2017 – Friday

Rescuing unloved data

Message of the day

“Data that is mobile, visible and well-loved stands a better chance of surviving” ~ Kurt Bollacker

Things to consider

Legacy, heritage and at-risk data share one common theme: barrier to access. Data that has been recorded by hand (field notes, lab notebooks, handwritten transcripts, measurements or ledgers) or on outdated technology or using proprietary formats are at risk.

Securing legacy data takes time, resources and expertise but is well worth the effort as old data can enable new research and the loss of data could impede future research. So how to approach reviving legacy or at-risk data?

How do you eat an elephant? One bite at a time.

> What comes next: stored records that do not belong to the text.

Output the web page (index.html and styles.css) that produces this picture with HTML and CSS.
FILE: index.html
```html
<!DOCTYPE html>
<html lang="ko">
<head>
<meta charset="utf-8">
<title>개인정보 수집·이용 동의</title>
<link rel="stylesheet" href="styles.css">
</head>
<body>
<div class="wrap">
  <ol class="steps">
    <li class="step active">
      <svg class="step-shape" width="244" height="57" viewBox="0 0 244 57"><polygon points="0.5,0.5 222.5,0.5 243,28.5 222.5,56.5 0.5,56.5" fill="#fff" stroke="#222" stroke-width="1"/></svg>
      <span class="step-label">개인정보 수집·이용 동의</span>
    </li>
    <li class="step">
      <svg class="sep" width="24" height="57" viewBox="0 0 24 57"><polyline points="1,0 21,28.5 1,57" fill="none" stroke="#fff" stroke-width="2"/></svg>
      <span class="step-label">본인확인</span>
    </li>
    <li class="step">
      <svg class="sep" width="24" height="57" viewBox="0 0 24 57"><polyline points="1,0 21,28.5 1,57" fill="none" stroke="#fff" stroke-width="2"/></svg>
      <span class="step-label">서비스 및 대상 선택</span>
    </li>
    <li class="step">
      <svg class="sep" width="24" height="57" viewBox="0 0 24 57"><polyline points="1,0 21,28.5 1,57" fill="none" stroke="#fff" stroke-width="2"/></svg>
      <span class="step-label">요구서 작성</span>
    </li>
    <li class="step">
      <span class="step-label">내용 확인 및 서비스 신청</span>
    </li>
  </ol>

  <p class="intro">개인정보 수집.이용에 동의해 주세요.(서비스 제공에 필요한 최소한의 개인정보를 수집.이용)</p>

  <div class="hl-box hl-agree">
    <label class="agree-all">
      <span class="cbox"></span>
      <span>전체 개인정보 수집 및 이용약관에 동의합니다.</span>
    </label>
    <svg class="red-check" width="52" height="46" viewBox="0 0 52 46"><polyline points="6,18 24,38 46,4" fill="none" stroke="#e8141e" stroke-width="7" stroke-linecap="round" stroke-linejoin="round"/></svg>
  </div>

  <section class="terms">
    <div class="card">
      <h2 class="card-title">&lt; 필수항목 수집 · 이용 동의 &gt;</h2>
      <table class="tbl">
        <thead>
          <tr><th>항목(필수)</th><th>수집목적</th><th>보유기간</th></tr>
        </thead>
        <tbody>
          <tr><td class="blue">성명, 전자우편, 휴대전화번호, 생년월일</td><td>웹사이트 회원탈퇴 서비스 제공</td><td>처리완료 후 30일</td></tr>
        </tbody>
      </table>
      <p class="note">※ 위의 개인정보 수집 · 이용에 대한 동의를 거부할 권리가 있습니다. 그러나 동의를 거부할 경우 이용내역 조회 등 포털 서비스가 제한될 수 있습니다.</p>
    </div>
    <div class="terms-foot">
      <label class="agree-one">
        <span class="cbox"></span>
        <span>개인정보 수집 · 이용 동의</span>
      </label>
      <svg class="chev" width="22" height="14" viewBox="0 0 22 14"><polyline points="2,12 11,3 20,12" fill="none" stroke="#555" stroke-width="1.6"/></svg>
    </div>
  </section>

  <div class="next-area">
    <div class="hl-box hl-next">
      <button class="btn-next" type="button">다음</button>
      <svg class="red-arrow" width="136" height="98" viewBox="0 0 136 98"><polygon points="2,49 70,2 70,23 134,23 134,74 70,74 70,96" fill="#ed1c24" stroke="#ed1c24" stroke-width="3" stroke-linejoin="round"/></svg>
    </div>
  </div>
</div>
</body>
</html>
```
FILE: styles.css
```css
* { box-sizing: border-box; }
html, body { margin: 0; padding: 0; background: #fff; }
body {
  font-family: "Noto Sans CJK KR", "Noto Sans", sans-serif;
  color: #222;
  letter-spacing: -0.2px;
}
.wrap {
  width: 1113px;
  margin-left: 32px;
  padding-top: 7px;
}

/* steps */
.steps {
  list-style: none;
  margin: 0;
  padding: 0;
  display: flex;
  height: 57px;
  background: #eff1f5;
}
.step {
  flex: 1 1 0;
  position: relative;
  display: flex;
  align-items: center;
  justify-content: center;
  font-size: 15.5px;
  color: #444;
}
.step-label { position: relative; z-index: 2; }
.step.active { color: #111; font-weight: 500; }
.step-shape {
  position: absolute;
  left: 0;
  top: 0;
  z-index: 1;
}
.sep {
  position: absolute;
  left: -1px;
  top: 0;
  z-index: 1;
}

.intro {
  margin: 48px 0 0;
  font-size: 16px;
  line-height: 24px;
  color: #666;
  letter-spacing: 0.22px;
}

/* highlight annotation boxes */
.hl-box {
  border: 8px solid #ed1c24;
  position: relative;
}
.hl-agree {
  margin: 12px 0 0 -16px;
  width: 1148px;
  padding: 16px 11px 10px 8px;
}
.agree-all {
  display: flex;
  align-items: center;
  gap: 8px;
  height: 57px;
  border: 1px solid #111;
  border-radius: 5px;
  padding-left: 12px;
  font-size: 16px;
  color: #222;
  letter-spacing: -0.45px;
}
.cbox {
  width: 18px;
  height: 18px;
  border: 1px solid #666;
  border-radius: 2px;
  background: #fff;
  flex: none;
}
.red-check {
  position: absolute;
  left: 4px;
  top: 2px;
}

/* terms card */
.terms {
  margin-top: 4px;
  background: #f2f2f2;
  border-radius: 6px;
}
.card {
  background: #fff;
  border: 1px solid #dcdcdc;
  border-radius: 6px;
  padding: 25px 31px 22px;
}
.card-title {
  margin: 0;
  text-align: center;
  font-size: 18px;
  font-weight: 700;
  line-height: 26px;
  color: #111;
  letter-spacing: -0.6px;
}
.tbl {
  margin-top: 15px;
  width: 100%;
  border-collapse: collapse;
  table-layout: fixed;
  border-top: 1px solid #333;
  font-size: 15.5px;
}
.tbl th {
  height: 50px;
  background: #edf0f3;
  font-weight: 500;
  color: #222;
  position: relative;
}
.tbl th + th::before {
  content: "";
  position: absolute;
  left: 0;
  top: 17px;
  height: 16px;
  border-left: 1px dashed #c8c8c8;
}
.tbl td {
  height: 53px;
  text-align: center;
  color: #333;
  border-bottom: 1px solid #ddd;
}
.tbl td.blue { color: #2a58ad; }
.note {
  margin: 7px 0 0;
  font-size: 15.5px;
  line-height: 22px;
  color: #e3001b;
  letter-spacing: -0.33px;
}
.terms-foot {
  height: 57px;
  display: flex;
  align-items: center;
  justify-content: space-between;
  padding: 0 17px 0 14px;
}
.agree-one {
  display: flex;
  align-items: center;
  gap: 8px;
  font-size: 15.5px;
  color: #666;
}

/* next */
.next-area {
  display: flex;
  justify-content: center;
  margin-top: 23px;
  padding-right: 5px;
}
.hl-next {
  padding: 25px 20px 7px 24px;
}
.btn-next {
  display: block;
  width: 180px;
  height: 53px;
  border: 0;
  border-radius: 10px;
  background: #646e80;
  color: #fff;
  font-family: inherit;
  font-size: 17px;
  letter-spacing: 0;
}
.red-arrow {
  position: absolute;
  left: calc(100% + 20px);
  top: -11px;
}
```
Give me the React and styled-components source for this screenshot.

  1. Recover and inventory the data
    • Format, type
    • Accompanying material–codebooks, notes, marginalia
  2. Organize the data
    • Depending on discipline/subject: date, variable, content/subject
  3. Assess the data
    • Are there any gaps or missing information
    • Triage–consider nature of data along with ease of recovery
  4. Describe the data
    • Assign metadata at the collection/file level
  5. Digitize/normalize the data:
    • Digitization is not preservation. Choose a file format that will retain its functionality (and accessibility!) over time: “Which file formats should I use?”
  6. Review
    • Confirm there are no gaps or indicate where gaps exist
  7. Deposit and disseminate
    • Make the data open and available for re-use

Stories

Resources

Activities

There are many opportunities to rescue at-risk or legacy data. Locally, as faculty retire, reach out to departments to assist in curating existing yet inaccessible data. Regionally and nationally, partner with other stakeholders to revitalize at-risk data. Think: Citizen Science.